El té se enfriaba y el atardecer se precipitaba. El oficial naval mostraba apenas signos de fatiga. Pero, era prudente dejarlo ya. Nos firmó algunas láminas del espectacular trabajo de Diego, un perfil a todo color del Graf Spee, le explicamos el proyecto de un libro de fotografías del navío, y al final dejamos sentadas las cortesías de rigor.
Estrechamos su mano con el afecto que sólo conciben aquellos que están liberados de todo materialismo y espíritu mezquino. Todo lo opuesto, esa tarde había sido nuestra, exclusivamente. Lo entrañable dejaba a un costado toda avidez de ambiciones palpables. Nos fotografiamos junto al anciano veterano, de a dos pues no entrábamos en el sofá y le dijimos hasta pronto.
Afuera, nada había cambiado, salvo que llegaba el crepúsculo. Le dijimos adiós a la señora, impregnados de sosiego y de la vívida experiencia.
Cada uno de nosotros se llevó algo en su bagaje de vida.

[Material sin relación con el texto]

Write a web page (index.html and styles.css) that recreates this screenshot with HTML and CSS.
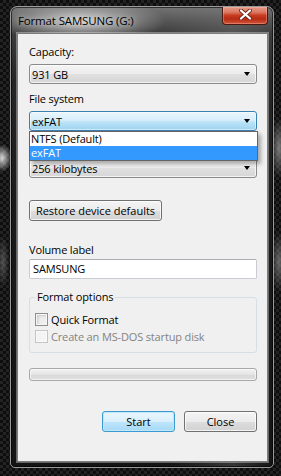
FILE: index.html
```html
<!DOCTYPE html>
<html lang="en">

<head>
    <meta charset="UTF-8">
    <title>Format SAMSUNG (G:)</title>
    <link rel="stylesheet" href="styles.css">
</head>

<body>
    <div class="window">
        <div class="titlebar">
            <span class="title">Format SAMSUNG (G:)</span>
            <button class="close-btn" title="Close">
                <svg width="13" height="11" viewBox="0 0 13 11">
                    <path d="M2 1.5 L11 9.5 M11 1.5 L2 9.5" stroke="#6b2417" stroke-width="4" stroke-linecap="round" />
                    <path d="M2 1.5 L11 9.5 M11 1.5 L2 9.5" stroke="#fff" stroke-width="2.3" stroke-linecap="round" />
                </svg>
            </button>
        </div>
        <div class="client">
            <div class="label">Capacity:</div>
            <div class="combo"><span>931 GB</span><i class="arrow"></i></div>

            <div class="label">File system</div>
            <div class="combo-wrap">
                <div class="combo focus"><span>exFAT</span><i class="arrow"></i></div>
                <ul class="dropdown">
                    <li>NTFS (Default)</li>
                    <li class="selected">exFAT</li>
                </ul>
            </div>

            <!-- “Allocation unit size” 标签被下拉列表挡住 -->
            <div class="label label-hidden"></div>
            <div class="combo combo-alloc"><span>256 kilobytes</span><i class="arrow"></i></div>

            <button class="btn restore">Restore device defaults</button>

            <div class="label label-volume">Volume label</div>
            <div class="textbox">SAMSUNG</div>

            <fieldset class="options">
                <legend>Format options</legend>
                <label class="check"><span class="box"></span>Quick Format</label>
                <label class="check disabled"><span class="box"></span>Create an MS-DOS startup disk</label>
            </fieldset>

            <div class="progress"></div>

            <div class="actions">
                <button class="btn default">Start</button>
                <button class="btn">Close</button>
            </div>
        </div>
    </div>
</body>

</html>
```

FILE: styles.css
```css
* {
    box-sizing: border-box;
    margin: 0;
    padding: 0;
    list-style: none;
}

body {
    width: 281px;
    height: 476px;
    overflow: hidden;
    font-family: "Open Sans", "Noto Sans", sans-serif;
    font-size: 11px;
    letter-spacing: -0.15px;
    color: #000;
    background:
        radial-gradient(10px 14px at 2px 158px, rgba(235, 235, 235, .9), rgba(235, 235, 235, 0) 100%),
        radial-gradient(8px 30px at 279px 148px, rgba(150, 150, 150, .8), rgba(150, 150, 150, 0) 100%),
        radial-gradient(8px 30px at 279px 262px, rgba(140, 140, 140, .7), rgba(140, 140, 140, 0) 100%),
        radial-gradient(6px 26px at 3px 262px, rgba(120, 120, 120, .6), rgba(120, 120, 120, 0) 100%),
        repeating-conic-gradient(#232323 0 25%, #0e0e0e 0 50%) 0 0 / 6px 6px;
}

/* 窗口外框 */
.window {
    display: flex;
    flex-direction: column;
    margin: 6px 0 0 10px;
    width: 264px;
    height: 462px;
    padding: 0 5px 5px 6px;
    border: 1px solid #9a9a9a;
    border-radius: 7px 7px 5px 5px;
    box-shadow: inset 0 0 0 1px rgba(0, 0, 0, .6);
    background:
        radial-gradient(85px 22px at 70px 14px, rgba(235, 235, 235, .8), rgba(210, 210, 210, .4) 55%, rgba(200, 200, 200, 0) 100%),
        linear-gradient(to right, rgba(0, 0, 0, 0) 60%, rgba(120, 120, 120, .35) 85%, rgba(0, 0, 0, 0) 100%),
        linear-gradient(to bottom, #747474 0, #555 14px, #3c3c3c 27px, #262626 70px, #1a1a1a 200px, #131313 100%);
}

.titlebar {
    display: flex;
    justify-content: space-between;
    align-items: flex-start;
    height: 26px;
}

.title {
    padding: 6px 0 0 1px;
    font-size: 11.5px;
    line-height: 16px;
    color: #000;
    text-shadow: 0 0 6px rgba(255, 255, 255, .9);
}

.close-btn {
    display: flex;
    align-items: center;
    justify-content: center;
    width: 46px;
    height: 18px;
    padding-bottom: 2px;
    border: 1px solid #4a1a10;
    border-top: none;
    border-radius: 0 0 4px 4px;
    box-shadow: inset 0 0 0 1px rgba(255, 200, 190, .35);
    background: linear-gradient(to bottom, #e59a89 0, #dc7a64 30%, #c73b20 50%, #b62b15 70%, #d4553a 100%);
}

/* 客户区 */
.client {
    flex: 1;
    display: flex;
    flex-direction: column;
    align-items: flex-start;
    padding: 10px 10px 0 11px;
    border: 1px solid #7c7c7c;
    box-shadow: 0 0 0 1px rgba(255, 255, 255, .35);
    background-color: #f0f0f0;
}

.label {
    height: 16px;
    line-height: 16px;
}

.combo + .label {
    margin-top: 7px;
}

.combo-wrap + .label {
    margin-top: 8px;
}

.combo {
    display: flex;
    align-items: center;
    justify-content: space-between;
    width: 228px;
    height: 20px;
    margin-top: 4px;
    padding: 0 6px 0 2px;
    border: 1px solid #8a8a8a;
    border-radius: 3px;
    box-shadow: inset 0 0 0 1px rgba(255, 255, 255, .7);
    background: linear-gradient(to bottom, #f4f4f4 0, #ececec 50%, #e0e0e0 51%, #d6d6d6 100%);
}

.combo.focus {
    border-color: #3c7fb1;
    box-shadow: inset 0 0 0 1px rgba(255, 255, 255, .5);
    background: linear-gradient(to bottom, #eaf6fd 0, #d7eefb 45%, #bde4f8 55%, #9dd3f1 100%);
}

.combo-alloc {
    margin-top: 3px;
}

.arrow {
    width: 0;
    height: 0;
    border-top: 4px solid #000;
    border-left: 3.5px solid transparent;
    border-right: 3.5px solid transparent;
}

.combo-wrap {
    position: relative;
    z-index: 2;
}

.dropdown {
    position: absolute;
    top: 100%;
    left: 0;
    width: 229px;
    border: 1px solid #646464;
    background-color: #fff;
    box-shadow: 3px 3px 4px rgba(0, 0, 0, .3);
}

.dropdown li {
    height: 14px;
    line-height: 14px;
    padding-left: 1px;
}

.dropdown li.selected {
    background-color: #3399ff;
    color: #fff;
}

/* 按钮 */
.btn {
    height: 21px;
    border: 1px solid #707070;
    border-radius: 3px;
    font: inherit;
    color: #000;
    box-shadow: inset 0 0 0 1px rgba(255, 255, 255, .75);
    background: linear-gradient(to bottom, #f4f4f4 0, #ebebeb 50%, #dddddd 51%, #d2d2d2 100%);
}

.restore {
    width: 133px;
    margin-top: 22px;
}

.label-volume {
    margin-top: 21px;
}

.textbox {
    width: 228px;
    height: 20px;
    margin-top: 1px;
    padding-left: 3px;
    line-height: 18px;
    border: 1px solid #c9ccd2;
    border-top-color: #abadb3;
    border-radius: 2px;
    background-color: #fff;
}

/* 分组框 */
.options {
    width: 228px;
    margin-top: 10px;
    padding: 6px 5px 8px 5px;
    border: 1px solid #d5dfe5;
    border-radius: 3px;
}

.options legend {
    padding: 0 2px;
    line-height: 16px;
}

.check {
    display: flex;
    align-items: center;
    gap: 3px;
    height: 16px;
}

.check + .check {
    margin-top: 1px;
}

.box {
    width: 13px;
    height: 13px;
    border: 1px solid #8e8f8f;
    box-shadow: inset 0 0 0 1px #f6f6f6, inset 2px 2px 3px #c6c9ce;
    background-color: #eeeeee;
}

.check.disabled {
    color: #838383;
}

.check.disabled .box {
    border-color: #c4c4c4;
    box-shadow: inset 0 0 0 1px #fafafa;
    background-color: #f4f4f4;
}

.progress {
    width: 228px;
    height: 13px;
    margin-top: 15px;
    border: 1px solid #a8a8a8;
    border-radius: 3px;
    box-shadow: inset 0 0 0 1px rgba(255, 255, 255, .6);
    background: linear-gradient(to bottom, #f2f2f2 0, #e4e4e4 50%, #d8d8d8 51%, #dfdfdf 100%);
}

.actions {
    display: flex;
    gap: 9px;
    margin-top: 30px;
    padding-left: 73px;
}

.actions .btn {
    width: 73px;
}

.actions .default {
    border-color: #3c9ad0;
    box-shadow: inset 0 0 0 1px #bfe9fb;
    background: linear-gradient(to bottom, #eaf6fd 0, #d9f0fc 50%, #bee6fd 51%, #a7d9f5 100%);
}
```
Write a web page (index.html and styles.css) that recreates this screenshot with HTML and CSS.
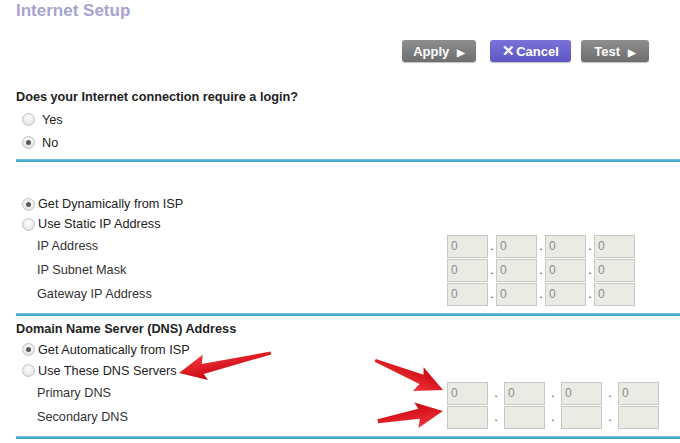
FILE: index.html
```html
<!DOCTYPE html>
<html lang="en">
<head>
    <meta charset="UTF-8">
    <title>Internet Setup</title>
    <link rel="stylesheet" href="styles.css">
</head>
<body>
    <div class="page">
        <h1>Internet Setup</h1>

        <div class="actions">
            <button class="btn grey">Apply <span class="tri">&#9654;</span></button>
            <button class="btn purple"><span class="x">&#10005;</span>Cancel</button>
            <button class="btn grey test">Test <span class="tri">&#9654;</span></button>
        </div>

        <!-- login -->
        <div class="section login">
            <div class="row title">Does your Internet connection require a login?</div>
            <div class="row opt"><span class="radio"></span>Yes</div>
            <div class="row opt"><span class="radio on"></span>No</div>
        </div>
        <div class="rule"></div>

        <!-- ip address -->
        <div class="section ip">
            <div class="row opt"><span class="radio on"></span>Get Dynamically from ISP</div>
            <div class="row opt"><span class="radio"></span>Use Static IP Address</div>
            <div class="field">
                <span class="label">IP Address</span>
                <span class="ipbox"><input value="0" readonly><i>.</i><input value="0" readonly><i>.</i><input value="0" readonly><i>.</i><input value="0" readonly></span>
            </div>
            <div class="field">
                <span class="label">IP Subnet Mask</span>
                <span class="ipbox"><input value="0" readonly><i>.</i><input value="0" readonly><i>.</i><input value="0" readonly><i>.</i><input value="0" readonly></span>
            </div>
            <div class="field">
                <span class="label">Gateway IP Address</span>
                <span class="ipbox"><input value="0" readonly><i>.</i><input value="0" readonly><i>.</i><input value="0" readonly><i>.</i><input value="0" readonly></span>
            </div>
        </div>
        <div class="rule low"></div>

        <!-- dns -->
        <div class="section dns">
            <div class="row title">Domain Name Server (DNS) Address</div>
            <div class="row opt"><span class="radio on"></span>Get Automatically from ISP</div>
            <div class="row opt"><span class="radio"></span>Use These DNS Servers</div>
            <div class="field">
                <span class="label">Primary DNS</span>
                <span class="ipbox wide"><input value="0" readonly><i>.</i><input value="0" readonly><i>.</i><input value="0" readonly><i>.</i><input value="0" readonly></span>
            </div>
            <div class="field">
                <span class="label">Secondary DNS</span>
                <span class="ipbox wide"><input readonly><i>.</i><input readonly><i>.</i><input readonly><i>.</i><input readonly></span>
            </div>
        </div>
        <div class="rule low"></div>
    </div>

    <!-- red arrows drawn over the screenshot -->
    <svg class="arrows" width="680" height="443" viewBox="0 0 680 443">
        <defs>
            <linearGradient id="red" x1="0" y1="0" x2="0" y2="1">
                <stop offset="0" stop-color="#f2343a"/>
                <stop offset="1" stop-color="#c8070d"/>
            </linearGradient>
        </defs>
        <g transform="translate(179 373) rotate(-12)">
            <polygon points="0,0 27,-13 24,-4 94,-2 94,1 24,6 27,13" fill="url(#red)"/>
        </g>
        <g transform="translate(443 390) rotate(-156)">
            <polygon points="0,0 27,-13 24,-4 74,-2 74,1 24,6 27,13" fill="url(#red)"/>
        </g>
        <g transform="translate(443 411) rotate(171)">
            <polygon points="0,0 27,-13 24,-4 66,-2 66,2 24,6 27,13" fill="url(#red)"/>
        </g>
    </svg>
</body>
</html>
```

FILE: styles.css
```css
body {
    margin: 0;
    font-family: "Liberation Sans", Arial, sans-serif;
    font-size: 12.7px;
    color: #222;
    background: #fff;
}
.page {
    padding-left: 16px;
}
h1 {
    margin: 0;
    padding-top: 1px;
    font-size: 17px;
    line-height: 20px;
    color: #a7a3cf;
}
.actions {
    display: flex;
    justify-content: flex-end;
    padding-right: 31px;
    margin-top: 19px;
}
.btn {
    height: 22px;
    border: none;
    border-radius: 3px;
    color: #fff;
    font-family: "Liberation Sans", Arial, sans-serif;
    font-weight: bold;
    font-size: 13px;
    padding: 0;
    box-shadow: 0 1px 1px rgba(0,0,0,0.25);
}
.grey {
    background: linear-gradient(#8e8e8e, #6e6e6e);
    width: 74px;
    margin-left: 10px;
}
.purple {
    background: linear-gradient(#7a72d8, #5f56c4);
    width: 81px;
    margin-left: 14px;
}
.test {
    width: 68px;
}
.tri {
    font-size: 10px;
    margin-left: 4px;
}
.x {
    font-size: 15px;
    margin-right: 1px;
}
.section {
    display: flex;
    flex-direction: column;
}
.row {
    display: flex;
    align-items: center;
    height: 22px;
}
.title {
    font-weight: bold;
}
.opt {
    padding-left: 6px;
}
.radio {
    width: 11px;
    height: 11px;
    border: 1px solid #c4c4c4;
    border-radius: 50%;
    background: radial-gradient(circle at 50% 35%, #fff, #dcdcdc);
    margin-right: 3px;
    position: relative;
}
.radio.on::after {
    content: "";
    position: absolute;
    left: 3px;
    top: 3px;
    width: 5px;
    height: 5px;
    border-radius: 50%;
    background: #5a5a5a;
}
.login {
    margin-top: 24px;
}
.login .opt {
    height: 23px;
}
.login .radio {
    margin-right: 7px;
}
.ip {
    margin-top: 32px;
}
.ip .opt {
    height: 20px;
}
.dns {
    margin-top: 3px;
}
.dns .title {
    height: 20px;
}
.dns .opt {
    height: 21px;
}
.field {
    display: flex;
    align-items: center;
    height: 24px;
    padding-left: 21px;
}
.label {
    width: 410px;
    color: #333;
}
.ipbox {
    display: flex;
    align-items: center;
}
.ipbox input {
    width: 41px;
    height: 23px;
    box-sizing: border-box;
    border: 1px solid #c9c9c4;
    background: #ebebe6;
    color: #8a8a8a;
    font-family: "Liberation Sans", Arial, sans-serif;
    font-size: 12px;
    padding: 0 0 0 3px;
    margin: 0;
}
.ipbox i {
    width: 8px;
    text-align: center;
    font-style: normal;
    color: #444;
}
.ipbox.wide i {
    width: 16px;
}
.rule {
    height: 3px;
    background: linear-gradient(#7cc6df, #2b9cc4);
    margin-top: 5px;
}
.rule.low {
    margin-top: 7px;
}
.arrows {
    position: absolute;
    left: 0;
    top: 0;
    pointer-events: none;
}
```
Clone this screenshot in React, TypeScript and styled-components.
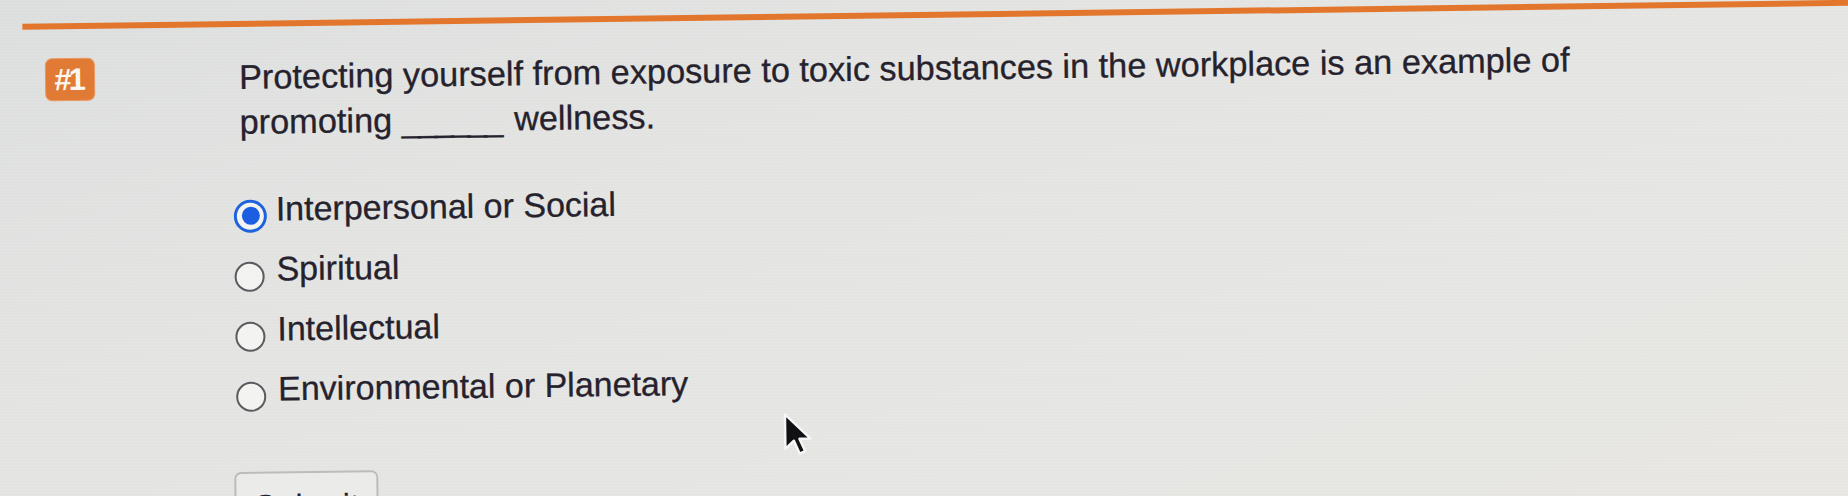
import styled, { createGlobalStyle } from 'styled-components';

const GlobalStyle = createGlobalStyle`
    html, body {
        margin: 0;
        padding: 0;
        background: #e2e3e1;
        overflow: hidden;
    }
    * {
        box-sizing: border-box;
    }
`;

const Screen = styled.div`
    position: relative;
    width: 1848px;
    height: 496px;
    overflow: hidden;
    background:
        repeating-linear-gradient(0deg, rgba(255, 255, 255, 0.08) 0px, rgba(255, 255, 255, 0.08) 1px, transparent 1px, transparent 3px),
        linear-gradient(160deg, #dcdedd 0%, #e3e4e2 35%, #e7e6e3 100%);
    font-family: 'Liberation Sans', Arial, Helvetica, sans-serif;
`;

const Page = styled.div`
    position: relative;
    width: 1900px;
    padding-top: 24px;
    transform: rotate(-0.75deg);
    transform-origin: 0 0;
`;

const Card = styled.section`
    margin-left: 22px;
    border-top: 6px solid #e3762d;
    padding: 29px 0 0 22px;
    display: grid;
    grid-template-columns: 50px 1fr;
    column-gap: 144px;
`;

const Badge = styled.div`
    width: 50px;
    height: 43px;
    border-radius: 7px;
    background: #e07a34;
    border: 1px solid #ea9862;
    color: #fdf6ef;
    font-weight: 700;
    font-size: 31px;
    display: flex;
    align-items: center;
    justify-content: center;
    letter-spacing: -3px;
    padding-right: 3px;
`;

const Body = styled.div`
    display: flex;
    flex-direction: column;
`;

const Question = styled.p`
    margin: -1px 0 0;
    width: 1400px;
    font-size: 34.3px;
    line-height: 45px;
    color: #26222d;
    -webkit-text-stroke: 0.3px #26222d;
`;

const Blank = styled.span`
    letter-spacing: -2.6px;
    margin-right: 4px;
`;

const OptionList = styled.div`
    display: flex;
    flex-direction: column;
    margin-top: 34px;
    margin-left: -7px;
`;

const Option = styled.label`
    display: flex;
    align-items: center;
    gap: 12px;
    height: 60px;
    font-size: 34px;
    color: #26222d;
    -webkit-text-stroke: 0.3px #26222d;
`;

const Radio = styled.span<{ checked?: boolean }>`
    flex: none;
    width: ${(p) => (p.checked ? 33 : 30)}px;
    height: ${(p) => (p.checked ? 33 : 30)}px;
    margin: ${(p) => (p.checked ? '14px -3px 0 0' : '16px 0 0 0')};
    border-radius: 50%;
    border: ${(p) => (p.checked ? '3px solid #1f63dc' : '2px solid #5b5a5e')};
    background: #f3f3f2;
    display: flex;
    align-items: center;
    justify-content: center;

    &::after {
        content: '';
        display: ${(p) => (p.checked ? 'block' : 'none')};
        width: 18px;
        height: 18px;
        border-radius: 50%;
        background: #1b5fe0;
    }
`;

const SubmitButton = styled.button`
    align-self: flex-start;
    margin: 53px 0 0 -10px;
    width: 144px;
    height: 56px;
    padding: 14px 0 0;
    border: 2px solid #bcbcbb;
    border-radius: 7px;
    background: #ebebea;
    font-family: 'Liberation Sans', Arial, Helvetica, sans-serif;
    font-size: 34px;
    line-height: 38px;
    color: #26222d;
    text-align: center;
`;

const Cursor = styled.svg`
    position: absolute;
    left: 777px;
    top: 422px;
    width: 32px;
    height: 47px;
`;

const options = [
    { label: 'Interpersonal or Social', checked: true },
    { label: 'Spiritual', checked: false },
    { label: 'Intellectual', checked: false },
    { label: 'Environmental or Planetary', checked: false },
];

const App = () => (
    <Screen>
        <GlobalStyle />
        <Page>
            <Card>
                <Badge>#1</Badge>
                <Body>
                    <Question>
                        Protecting yourself from exposure to toxic substances in the workplace is an example of promoting{' '}
                        <Blank>______</Blank> wellness.
                    </Question>
                    <OptionList>
                        {options.map((o) => (
                            <Option key={o.label}>
                                <Radio checked={o.checked} />
                                {o.label}
                            </Option>
                        ))}
                    </OptionList>
                    <SubmitButton>Submit</SubmitButton>
                </Body>
            </Card>
            <Cursor viewBox="0 0 26 38">
                <path
                    d="M2 2 L2 30 L9 23.5 L13.5 34 L18 32 L13.5 22 L22.5 22 Z"
                    fill="#111014"
                    stroke="#f6f6f6"
                    strokeWidth="2"
                    strokeLinejoin="round"
                />
            </Cursor>
        </Page>
    </Screen>
);

export default App;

Yo, algunas acotaciones de Friedrich-Wilhelm, un caballero sin dudas, cuando hojeó mi libro examinando las fotografías:
“El Capitán Langsdorff tenía prohibido que le sacaran fotografías, aunque algunos lo consiguieron”; pero lo que recuperé fue el tono de admiración y profundo respeto para con su Comandante.
“Conocí mucho a su padre… éste, su libro, es un homenaje para él…”
Y recordándolo hoy, ahora, no alcanzo del todo a sobrellevar su ausencia, pues aún me quedan por hacerle muchas preguntas.
[1] El Reflector.
[2] Publicación cuatrimestral, alemana, con información acerca del Círculo de camaradería del Graf Spee, en Alemania, Argentina y Uruguay, y de los ex - tripulantes de la fragata Graf Spee.
[3] Cf. “Un primer viaje hacia las aguas donde reposa el Graf Spee” – Abril 2005.